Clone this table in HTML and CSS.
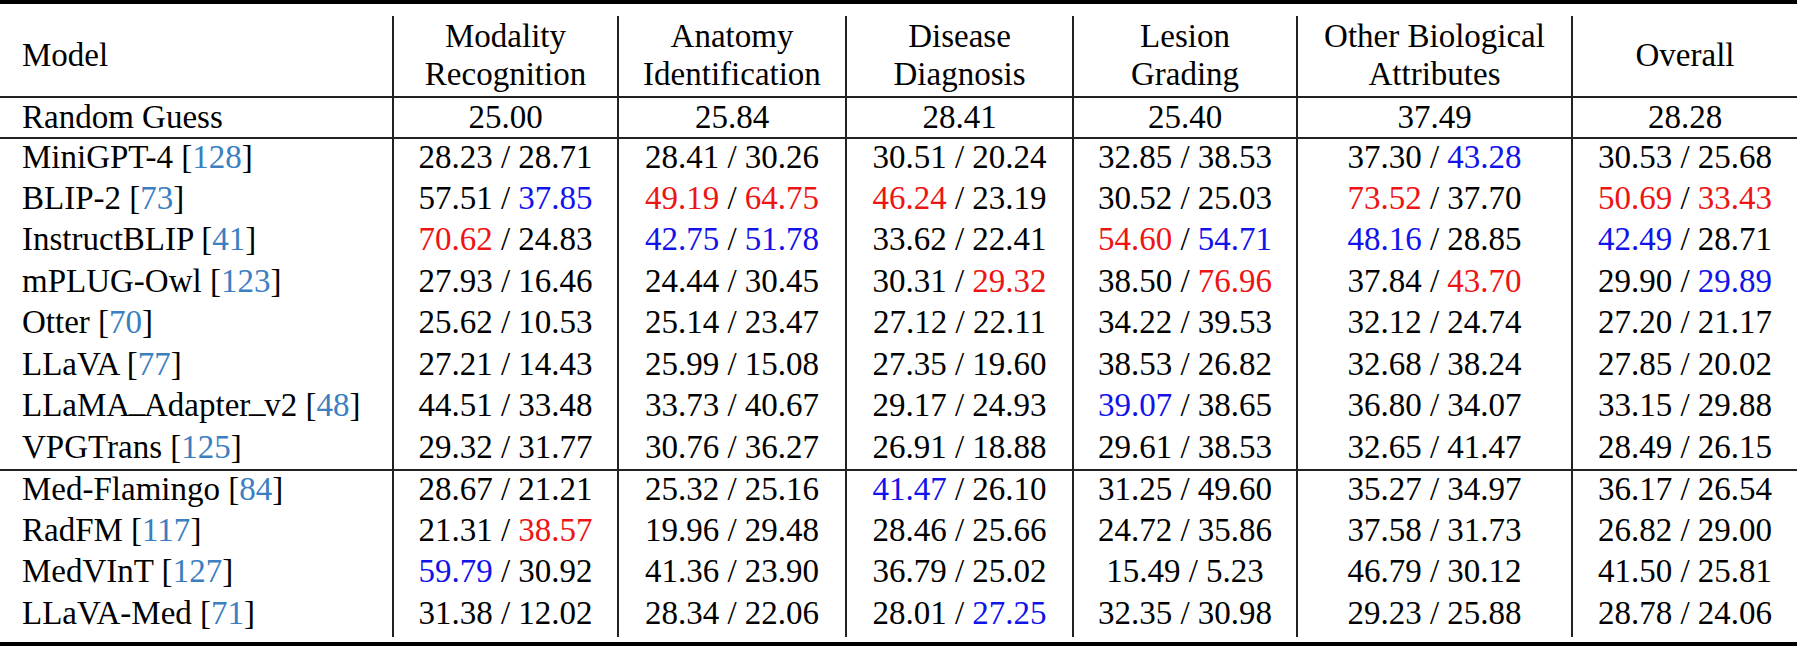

* * *

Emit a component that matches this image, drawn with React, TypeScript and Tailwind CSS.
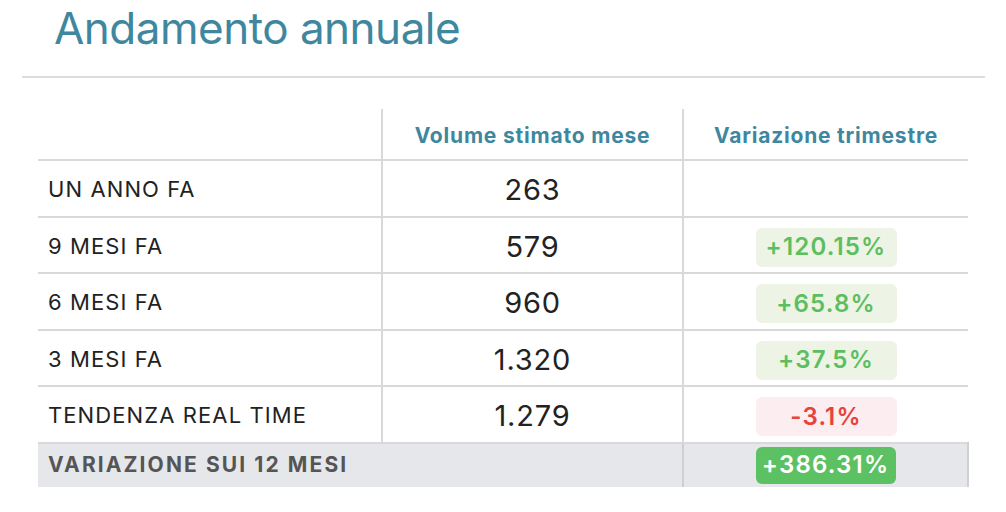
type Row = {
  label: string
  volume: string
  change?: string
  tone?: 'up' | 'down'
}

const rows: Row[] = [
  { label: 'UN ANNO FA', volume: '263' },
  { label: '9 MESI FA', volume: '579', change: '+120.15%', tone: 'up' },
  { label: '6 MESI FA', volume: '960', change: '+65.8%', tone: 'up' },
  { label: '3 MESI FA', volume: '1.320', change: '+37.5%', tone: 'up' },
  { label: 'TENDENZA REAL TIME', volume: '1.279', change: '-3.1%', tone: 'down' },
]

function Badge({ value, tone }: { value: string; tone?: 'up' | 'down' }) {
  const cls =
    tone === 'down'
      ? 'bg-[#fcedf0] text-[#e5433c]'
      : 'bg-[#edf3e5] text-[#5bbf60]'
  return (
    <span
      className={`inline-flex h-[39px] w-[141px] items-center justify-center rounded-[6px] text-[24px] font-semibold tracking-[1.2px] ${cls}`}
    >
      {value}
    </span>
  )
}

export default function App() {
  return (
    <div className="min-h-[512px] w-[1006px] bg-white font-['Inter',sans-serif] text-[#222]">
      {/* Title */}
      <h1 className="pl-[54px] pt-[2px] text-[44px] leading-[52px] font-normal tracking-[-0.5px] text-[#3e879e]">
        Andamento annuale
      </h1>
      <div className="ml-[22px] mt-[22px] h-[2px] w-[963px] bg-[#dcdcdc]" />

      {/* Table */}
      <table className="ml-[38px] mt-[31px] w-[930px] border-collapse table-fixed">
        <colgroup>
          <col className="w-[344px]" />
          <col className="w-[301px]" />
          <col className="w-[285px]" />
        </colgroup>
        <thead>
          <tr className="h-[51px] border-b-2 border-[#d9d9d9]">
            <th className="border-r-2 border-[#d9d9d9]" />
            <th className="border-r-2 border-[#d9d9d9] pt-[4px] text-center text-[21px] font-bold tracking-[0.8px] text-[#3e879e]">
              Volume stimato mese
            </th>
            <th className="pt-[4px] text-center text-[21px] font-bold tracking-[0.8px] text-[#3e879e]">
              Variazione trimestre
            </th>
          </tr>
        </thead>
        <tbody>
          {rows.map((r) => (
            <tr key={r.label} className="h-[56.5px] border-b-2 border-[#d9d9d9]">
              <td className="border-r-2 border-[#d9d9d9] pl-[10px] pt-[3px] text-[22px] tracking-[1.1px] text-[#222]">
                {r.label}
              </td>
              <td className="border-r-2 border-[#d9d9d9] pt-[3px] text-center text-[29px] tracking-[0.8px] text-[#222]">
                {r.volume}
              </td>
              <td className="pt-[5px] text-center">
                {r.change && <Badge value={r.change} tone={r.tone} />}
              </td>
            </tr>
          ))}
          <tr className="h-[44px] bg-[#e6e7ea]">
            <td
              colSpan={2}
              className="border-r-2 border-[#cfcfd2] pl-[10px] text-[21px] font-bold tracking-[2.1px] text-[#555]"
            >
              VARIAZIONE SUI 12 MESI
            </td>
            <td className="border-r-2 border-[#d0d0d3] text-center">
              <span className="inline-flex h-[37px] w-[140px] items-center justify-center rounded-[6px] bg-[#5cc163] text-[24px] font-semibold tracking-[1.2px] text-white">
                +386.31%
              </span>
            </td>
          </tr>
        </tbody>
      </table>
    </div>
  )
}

**What the task requires:**
Your task is to gather all lines from the entries above that hold the word "this".

**Task answer:**
Clone this table in HTML and CSS.
Emit a component that matches this image, drawn with React, TypeScript and Tailwind CSS.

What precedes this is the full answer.